Wolves in the United States have been delisted as an endangered species allowing Washington State to come up with their own Wolf Management Plan. WALF has reviewed the plan and is keeping abreast of developments with wolf management in Washington State. Many of the WALF Board has been active on the management plan.
WALF supported a 78 year old private property owner who was forced to shoot dogs that had been chasing his cows. The City of Richland Washington charged the private property owner with criminal charges for protecting his property. The private property owner was successful in getting the charges dismissed.
The Dairy industry is facing ground water contamination issues in the Yakima Valley. Currently there is no ongoing litigation, but WALF is keeping a close eye on these matters. The Dairy Legal Action Fund was proposed in 2007 and we are looking into beginning fund raising to assist with the dairymen.
WALF is currently active in two separate drainage issues in Western Washington which involve many different entities including the Department of Ecology, Department of Fish and Wildlife, and Army Corps of Engineers. One involves government putting tidegates in floodplains and allowing salt water to flood ag lands. The other case involves maintenance of drainage ditches.

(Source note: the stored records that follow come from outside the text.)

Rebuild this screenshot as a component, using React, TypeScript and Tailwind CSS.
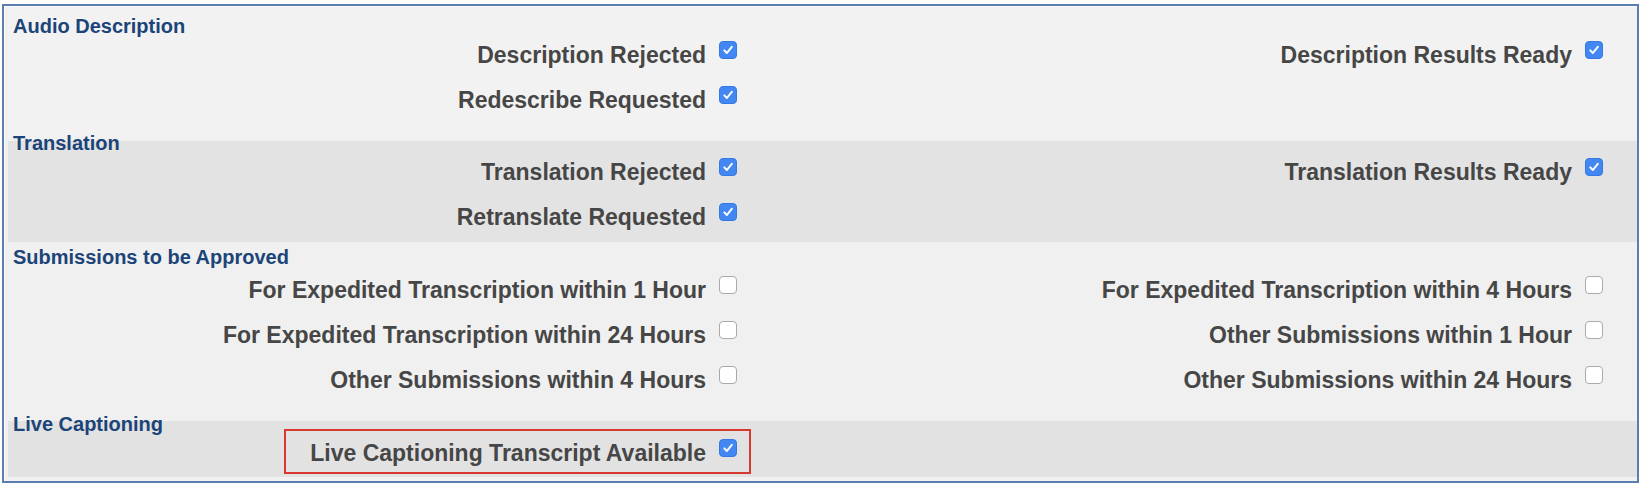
import React from "react";

type Item = { label: string; checked: boolean };

function Box({ checked }: { checked: boolean }) {
  if (checked) {
    return (
      <div className="mt-[5px] w-[18px] h-[18px] shrink-0 rounded-[4px] bg-[#4388f2] border border-[#3679e0] flex items-center justify-center">
        <svg width="12" height="12" viewBox="0 0 12 12" fill="none">
          <path d="M2.3 6.4 L4.9 9 L9.8 2.8" stroke="white" strokeWidth="2" strokeLinecap="round" strokeLinejoin="round" />
        </svg>
      </div>
    );
  }
  return <div className="mt-[5px] w-[18px] h-[18px] shrink-0 rounded-[4px] bg-white border border-[#aaaaaa]" />;
}

function Cell({ item, outline }: { item?: Item; outline?: boolean }) {
  if (!item) return <div />;
  return (
    <div className="relative flex items-start justify-end gap-[13px] h-[36px]">
      <span className="leading-[38px] text-[23px] font-bold text-[#464646] whitespace-nowrap">{item.label}</span>
      <Box checked={item.checked} />
      {outline && (
        <div className="absolute left-[276px] -right-[14px] -top-[5px] -bottom-[4px] border-2 border-[#d8392e] pointer-events-none" />
      )}
    </div>
  );
}

function Rows({ rows, gapTop, outline }: { rows: [Item | undefined, Item | undefined][]; gapTop: string; outline?: boolean }) {
  return (
    <div className={`flex flex-col gap-[9px] ${gapTop}`}>
      {rows.map((r, i) => (
        <div key={i} className="grid grid-cols-[729px_866px]">
          <Cell item={r[0]} outline={outline} />
          <Cell item={r[1]} />
        </div>
      ))}
    </div>
  );
}

function Heading({ children, className = "" }: { children: React.ReactNode; className?: string }) {
  return (
    <h3 className={`relative h-[20px] leading-[20px] text-[20px] font-bold text-[#1b4478] pl-[5px] whitespace-nowrap ${className}`}>
      {children}
    </h3>
  );
}

export default function App() {
  const c = (label: string): Item => ({ label, checked: true });
  const u = (label: string): Item => ({ label, checked: false });
  return (
    <div
      className="w-[1640px] h-[486px] bg-white pt-[4px] pl-[2px] pr-[1px] pb-[3px]"
      style={{ fontFamily: '"Liberation Sans", Arial, Helvetica, sans-serif' }}
    >
      <div className="h-[479px] border-2 border-[#5b7eb2] bg-[#f1f1f1]">
        <div className="h-full border-l border-t border-[#fafafa] pl-[3px] pb-[4px] flex flex-col">
          {/* Audio Description */}
          <section className="bg-[#f2f2f2] pt-[9px] pb-[16px]">
            <Heading>Audio Description</Heading>
            <Rows
              gapTop=""
              rows={[
                [c("Description Rejected"), c("Description Results Ready")],
                [c("Redescribe Requested"), undefined],
              ]}
            />
          </section>
          {/* Translation */}
          <section className="bg-[#e3e3e3] border-t-[8px] border-[#f1f1f1] pb-[8px]">
            <Heading className="-mt-[8px]">Translation</Heading>
            <Rows
              gapTop=""
              rows={[
                [c("Translation Rejected"), c("Translation Results Ready")],
                [c("Retranslate Requested"), undefined],
              ]}
            />
          </section>
          {/* Submissions */}
          <section className="bg-[#f0f0f0] pt-[5px] pb-[17px]">
            <Heading>Submissions to be Approved</Heading>
            <Rows
              gapTop="mt-[4px]"
              rows={[
                [u("For Expedited Transcription within 1 Hour"), u("For Expedited Transcription within 4 Hours")],
                [u("For Expedited Transcription within 24 Hours"), u("Other Submissions within 1 Hour")],
                [u("Other Submissions within 4 Hours"), u("Other Submissions within 24 Hours")],
              ]}
            />
          </section>
          {/* Live Captioning */}
          <section className="bg-[#e2e2e2] border-t-[7px] border-[#f0f0f0] pb-[7px]">
            <Heading className="-mt-[7px]">Live Captioning</Heading>
            <Rows gapTop="" outline rows={[[c("Live Captioning Transcript Available"), undefined]]} />
          </section>
        </div>
      </div>
    </div>
  );
}
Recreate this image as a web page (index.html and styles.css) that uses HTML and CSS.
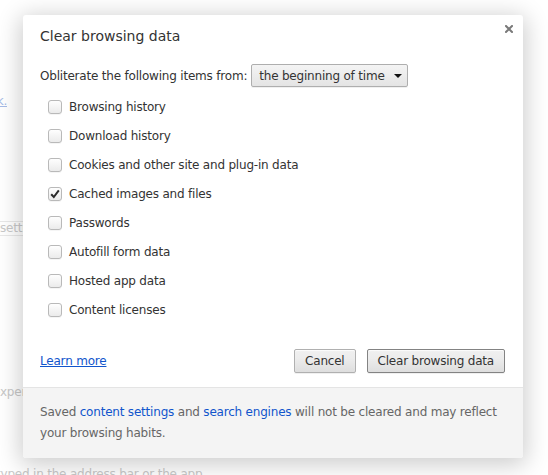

Fund raising efforts are currently underway to assist a private party who faced litigation on an easement going over his property. This individual was sued by easement holders because he had a horse on his property. As a true owner to the property, this private property owner had every right to have a horse on his land. The easement holders sued to keep him from having any livestock on his property, and because they had to open and shut gates to access the easement. WALF has taken the position that owners of private property should not be obligated to use their property in a specific way due to an easement for ingress and egress. The private property owner was successful in his suit, but faced litigation costs that were not reimbursable. If the private property owner had lost this case, it may have set a precedent allowing easement holders to dictate how private property could be used.